● Raw data
********

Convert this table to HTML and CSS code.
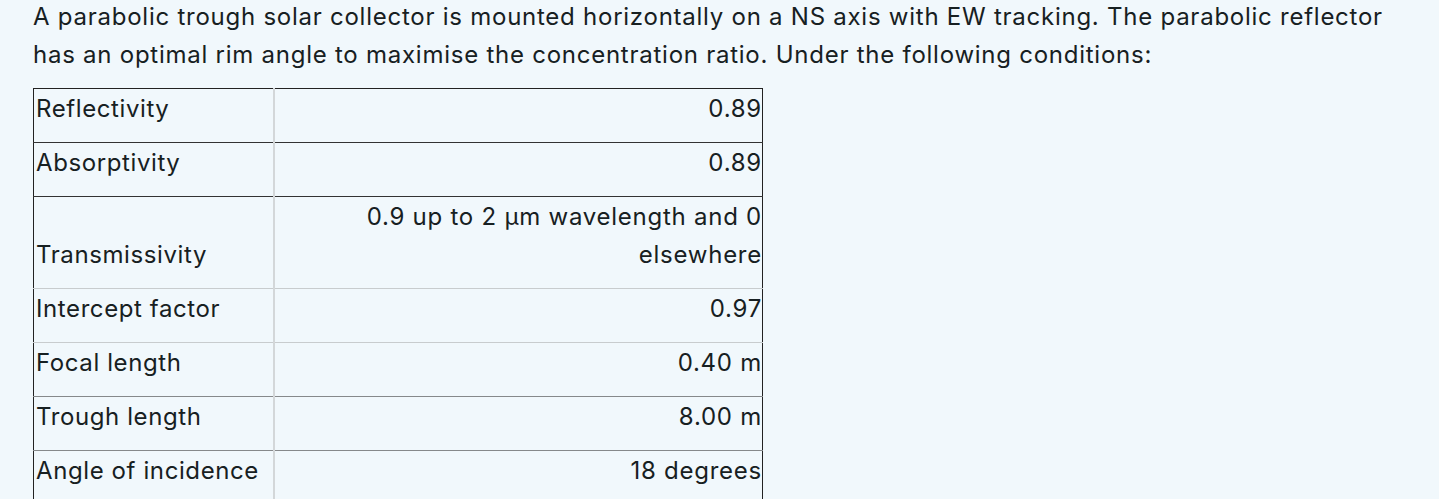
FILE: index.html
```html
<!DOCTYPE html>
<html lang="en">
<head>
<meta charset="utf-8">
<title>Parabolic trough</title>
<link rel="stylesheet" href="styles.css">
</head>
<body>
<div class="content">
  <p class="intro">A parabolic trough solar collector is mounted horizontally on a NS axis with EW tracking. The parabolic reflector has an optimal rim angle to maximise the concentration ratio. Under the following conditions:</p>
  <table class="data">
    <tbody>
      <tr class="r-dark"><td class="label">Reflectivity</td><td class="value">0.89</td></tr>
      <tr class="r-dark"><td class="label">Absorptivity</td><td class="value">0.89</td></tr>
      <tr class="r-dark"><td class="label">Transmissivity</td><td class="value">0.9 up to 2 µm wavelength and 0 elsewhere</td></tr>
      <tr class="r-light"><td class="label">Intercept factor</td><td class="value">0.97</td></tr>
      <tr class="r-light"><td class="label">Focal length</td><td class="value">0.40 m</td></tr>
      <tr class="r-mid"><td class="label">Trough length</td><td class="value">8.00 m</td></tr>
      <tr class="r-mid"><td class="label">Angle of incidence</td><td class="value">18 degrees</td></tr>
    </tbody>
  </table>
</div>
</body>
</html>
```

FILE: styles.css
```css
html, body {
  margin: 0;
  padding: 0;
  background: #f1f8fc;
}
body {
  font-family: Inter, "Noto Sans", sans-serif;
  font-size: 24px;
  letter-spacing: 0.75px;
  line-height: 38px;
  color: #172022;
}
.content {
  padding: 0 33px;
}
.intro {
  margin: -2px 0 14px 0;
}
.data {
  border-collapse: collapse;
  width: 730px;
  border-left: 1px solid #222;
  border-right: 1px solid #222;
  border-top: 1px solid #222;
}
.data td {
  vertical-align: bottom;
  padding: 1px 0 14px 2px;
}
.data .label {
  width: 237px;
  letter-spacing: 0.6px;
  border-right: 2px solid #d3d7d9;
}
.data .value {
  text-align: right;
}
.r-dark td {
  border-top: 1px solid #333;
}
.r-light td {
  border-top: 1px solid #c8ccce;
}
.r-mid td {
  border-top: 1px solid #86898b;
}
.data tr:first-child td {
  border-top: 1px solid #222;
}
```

********

● Task instructions
Return the material exactly as given, apart from the pictures.

● Complete output
Convert this table to HTML and CSS code.
FILE: index.html
```html
<!DOCTYPE html>
<html lang="en">
<head>
<meta charset="utf-8">
<title>Parabolic trough</title>
<link rel="stylesheet" href="styles.css">
</head>
<body>
<div class="content">
  <p class="intro">A parabolic trough solar collector is mounted horizontally on a NS axis with EW tracking. The parabolic reflector has an optimal rim angle to maximise the concentration ratio. Under the following conditions:</p>
  <table class="data">
    <tbody>
      <tr class="r-dark"><td class="label">Reflectivity</td><td class="value">0.89</td></tr>
      <tr class="r-dark"><td class="label">Absorptivity</td><td class="value">0.89</td></tr>
      <tr class="r-dark"><td class="label">Transmissivity</td><td class="value">0.9 up to 2 µm wavelength and 0 elsewhere</td></tr>
      <tr class="r-light"><td class="label">Intercept factor</td><td class="value">0.97</td></tr>
      <tr class="r-light"><td class="label">Focal length</td><td class="value">0.40 m</td></tr>
      <tr class="r-mid"><td class="label">Trough length</td><td class="value">8.00 m</td></tr>
      <tr class="r-mid"><td class="label">Angle of incidence</td><td class="value">18 degrees</td></tr>
    </tbody>
  </table>
</div>
</body>
</html>
```

FILE: styles.css
```css
html, body {
  margin: 0;
  padding: 0;
  background: #f1f8fc;
}
body {
  font-family: Inter, "Noto Sans", sans-serif;
  font-size: 24px;
  letter-spacing: 0.75px;
  line-height: 38px;
  color: #172022;
}
.content {
  padding: 0 33px;
}
.intro {
  margin: -2px 0 14px 0;
}
.data {
  border-collapse: collapse;
  width: 730px;
  border-left: 1px solid #222;
  border-right: 1px solid #222;
  border-top: 1px solid #222;
}
.data td {
  vertical-align: bottom;
  padding: 1px 0 14px 2px;
}
.data .label {
  width: 237px;
  letter-spacing: 0.6px;
  border-right: 2px solid #d3d7d9;
}
.data .value {
  text-align: right;
}
.r-dark td {
  border-top: 1px solid #333;
}
.r-light td {
  border-top: 1px solid #c8ccce;
}
.r-mid td {
  border-top: 1px solid #86898b;
}
.data tr:first-child td {
  border-top: 1px solid #222;
}
```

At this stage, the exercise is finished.